Her eight-minute film Newborns will have its world premiere on September 9, at the Toronto International Film festival in the Short Cuts International programme. There will be additional screenings on the 12th and 14th.
The film opens with a voice-over of a survivor reading out her poem. The treatment is part experimental and represents a dystopian view of society where acid attack survivors are treated as misfits. There are views of crowded markets by night, motels, people staring at survivors on public transport, and sequences of survivors being candid before the camera — be it Laxmi, an acid attack campaigner dancing freely to a Bollywood song at her apartment or Nasreen sitting at a restaurant and having a bowl of soup.
The film evolved from interactions at various workshops that Ramaswamy attended with these survivors. “It was a cathartic process, but to break that down visually was challenging. When you have lost everything, you don’t want much.

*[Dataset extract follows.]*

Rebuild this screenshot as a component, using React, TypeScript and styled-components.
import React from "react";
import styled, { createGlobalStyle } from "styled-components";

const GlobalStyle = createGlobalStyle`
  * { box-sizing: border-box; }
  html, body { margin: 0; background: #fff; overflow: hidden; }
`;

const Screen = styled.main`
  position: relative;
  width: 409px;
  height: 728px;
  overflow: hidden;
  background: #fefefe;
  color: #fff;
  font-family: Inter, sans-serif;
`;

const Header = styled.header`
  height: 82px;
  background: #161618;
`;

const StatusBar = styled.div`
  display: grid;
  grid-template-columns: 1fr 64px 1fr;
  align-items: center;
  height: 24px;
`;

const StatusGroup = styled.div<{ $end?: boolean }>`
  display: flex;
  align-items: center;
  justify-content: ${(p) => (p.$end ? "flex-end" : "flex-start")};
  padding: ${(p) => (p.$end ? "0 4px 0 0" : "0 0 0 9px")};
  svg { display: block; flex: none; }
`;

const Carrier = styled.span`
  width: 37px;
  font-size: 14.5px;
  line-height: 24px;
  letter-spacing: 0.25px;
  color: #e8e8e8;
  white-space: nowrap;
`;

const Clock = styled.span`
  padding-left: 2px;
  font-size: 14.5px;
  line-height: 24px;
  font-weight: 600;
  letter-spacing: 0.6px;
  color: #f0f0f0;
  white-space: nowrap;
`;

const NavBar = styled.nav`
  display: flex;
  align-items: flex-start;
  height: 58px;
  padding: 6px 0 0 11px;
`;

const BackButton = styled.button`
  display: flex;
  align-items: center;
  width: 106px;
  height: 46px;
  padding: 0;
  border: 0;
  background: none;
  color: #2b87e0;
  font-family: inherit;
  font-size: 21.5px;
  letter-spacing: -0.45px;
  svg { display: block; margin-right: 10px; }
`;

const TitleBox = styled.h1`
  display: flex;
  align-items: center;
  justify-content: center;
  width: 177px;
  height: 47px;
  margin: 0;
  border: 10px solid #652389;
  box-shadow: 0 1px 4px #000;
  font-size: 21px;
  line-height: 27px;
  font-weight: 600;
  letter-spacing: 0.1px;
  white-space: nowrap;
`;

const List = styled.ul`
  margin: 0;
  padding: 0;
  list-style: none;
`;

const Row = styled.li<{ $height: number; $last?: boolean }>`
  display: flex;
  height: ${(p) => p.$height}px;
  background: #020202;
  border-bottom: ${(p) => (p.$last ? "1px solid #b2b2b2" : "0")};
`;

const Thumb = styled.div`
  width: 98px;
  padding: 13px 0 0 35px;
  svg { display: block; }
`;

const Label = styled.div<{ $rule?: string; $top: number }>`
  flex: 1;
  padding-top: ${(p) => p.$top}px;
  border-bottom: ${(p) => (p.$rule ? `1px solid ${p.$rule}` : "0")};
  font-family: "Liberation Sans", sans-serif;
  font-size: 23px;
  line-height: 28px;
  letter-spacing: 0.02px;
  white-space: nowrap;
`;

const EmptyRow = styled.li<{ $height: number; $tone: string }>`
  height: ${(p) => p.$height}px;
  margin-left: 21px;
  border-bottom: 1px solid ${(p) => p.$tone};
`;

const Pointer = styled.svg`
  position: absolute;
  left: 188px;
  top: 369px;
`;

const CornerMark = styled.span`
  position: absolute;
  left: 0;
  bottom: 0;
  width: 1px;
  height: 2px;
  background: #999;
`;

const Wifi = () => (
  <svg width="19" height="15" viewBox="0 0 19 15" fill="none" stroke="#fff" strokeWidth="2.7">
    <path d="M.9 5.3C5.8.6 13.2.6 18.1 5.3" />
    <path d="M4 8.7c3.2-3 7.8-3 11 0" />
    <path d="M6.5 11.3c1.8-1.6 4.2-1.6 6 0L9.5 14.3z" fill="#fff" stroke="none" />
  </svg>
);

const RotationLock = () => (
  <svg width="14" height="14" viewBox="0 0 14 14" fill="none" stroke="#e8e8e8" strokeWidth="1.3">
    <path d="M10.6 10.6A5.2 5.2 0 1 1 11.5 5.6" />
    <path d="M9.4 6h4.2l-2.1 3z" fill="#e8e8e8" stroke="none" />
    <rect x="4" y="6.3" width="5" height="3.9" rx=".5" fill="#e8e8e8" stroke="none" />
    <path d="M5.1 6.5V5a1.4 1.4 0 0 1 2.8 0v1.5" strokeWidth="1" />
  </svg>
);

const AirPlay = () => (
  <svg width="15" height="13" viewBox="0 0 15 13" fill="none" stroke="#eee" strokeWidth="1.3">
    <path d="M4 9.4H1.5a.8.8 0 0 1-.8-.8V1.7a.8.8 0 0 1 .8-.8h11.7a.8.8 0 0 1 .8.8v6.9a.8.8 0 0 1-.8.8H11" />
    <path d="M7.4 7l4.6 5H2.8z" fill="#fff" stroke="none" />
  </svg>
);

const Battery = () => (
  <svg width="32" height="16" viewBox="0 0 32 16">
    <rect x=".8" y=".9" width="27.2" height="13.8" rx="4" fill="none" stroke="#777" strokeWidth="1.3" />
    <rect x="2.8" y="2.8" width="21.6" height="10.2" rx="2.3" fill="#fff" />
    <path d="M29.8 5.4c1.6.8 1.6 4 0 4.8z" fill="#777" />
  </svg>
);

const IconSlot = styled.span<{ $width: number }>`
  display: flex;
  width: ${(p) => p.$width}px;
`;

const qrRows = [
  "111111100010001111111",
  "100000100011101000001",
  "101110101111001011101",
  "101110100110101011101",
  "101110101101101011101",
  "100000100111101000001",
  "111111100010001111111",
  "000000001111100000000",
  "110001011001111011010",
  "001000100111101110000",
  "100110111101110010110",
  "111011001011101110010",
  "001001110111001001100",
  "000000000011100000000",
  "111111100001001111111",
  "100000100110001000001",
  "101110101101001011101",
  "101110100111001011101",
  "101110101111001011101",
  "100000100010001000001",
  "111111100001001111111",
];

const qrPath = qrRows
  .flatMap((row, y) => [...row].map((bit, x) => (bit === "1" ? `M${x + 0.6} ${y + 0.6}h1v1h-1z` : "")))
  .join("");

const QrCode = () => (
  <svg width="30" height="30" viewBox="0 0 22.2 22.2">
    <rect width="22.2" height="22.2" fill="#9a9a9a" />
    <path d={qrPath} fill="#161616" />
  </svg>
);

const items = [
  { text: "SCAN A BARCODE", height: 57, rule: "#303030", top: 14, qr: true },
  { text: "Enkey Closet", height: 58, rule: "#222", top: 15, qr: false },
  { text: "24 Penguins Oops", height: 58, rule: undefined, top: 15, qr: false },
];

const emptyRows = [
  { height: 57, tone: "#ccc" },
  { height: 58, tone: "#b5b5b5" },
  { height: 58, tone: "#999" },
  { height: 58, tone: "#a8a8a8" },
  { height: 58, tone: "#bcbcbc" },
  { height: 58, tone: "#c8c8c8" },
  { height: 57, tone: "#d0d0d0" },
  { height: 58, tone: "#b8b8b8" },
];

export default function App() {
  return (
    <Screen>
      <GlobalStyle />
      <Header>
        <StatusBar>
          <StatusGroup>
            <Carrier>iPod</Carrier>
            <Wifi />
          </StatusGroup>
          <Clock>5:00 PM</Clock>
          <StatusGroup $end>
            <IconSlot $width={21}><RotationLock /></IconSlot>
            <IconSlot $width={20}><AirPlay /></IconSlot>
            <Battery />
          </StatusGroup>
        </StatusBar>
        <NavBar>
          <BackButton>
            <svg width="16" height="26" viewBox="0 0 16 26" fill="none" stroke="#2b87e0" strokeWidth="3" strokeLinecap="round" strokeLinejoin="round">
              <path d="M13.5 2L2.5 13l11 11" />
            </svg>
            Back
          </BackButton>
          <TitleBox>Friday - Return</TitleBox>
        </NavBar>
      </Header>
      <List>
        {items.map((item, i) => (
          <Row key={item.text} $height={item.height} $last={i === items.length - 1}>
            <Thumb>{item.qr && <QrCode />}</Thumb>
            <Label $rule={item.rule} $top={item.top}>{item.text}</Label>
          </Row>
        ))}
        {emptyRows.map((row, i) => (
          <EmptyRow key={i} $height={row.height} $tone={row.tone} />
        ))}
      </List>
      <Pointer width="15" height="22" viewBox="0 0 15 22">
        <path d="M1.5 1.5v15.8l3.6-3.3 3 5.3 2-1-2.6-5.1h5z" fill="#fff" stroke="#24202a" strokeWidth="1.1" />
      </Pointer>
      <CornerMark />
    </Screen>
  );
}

They just wanted to talk. And we were sure that we did not want to portray the survivors as victims,” says Ramaswamy, who has featured only three survivors in the short film.
It is part of a larger narrative of a feature film, which she is currently producing with the help of Recyclewala Labs and producer Anand Gandhi. “The complete film will have 12 survivors. I have interacted with 29-30 cases so far,” says Ramaswamy, justifying the title of film as “the survivors having to relearn everything like newborns.”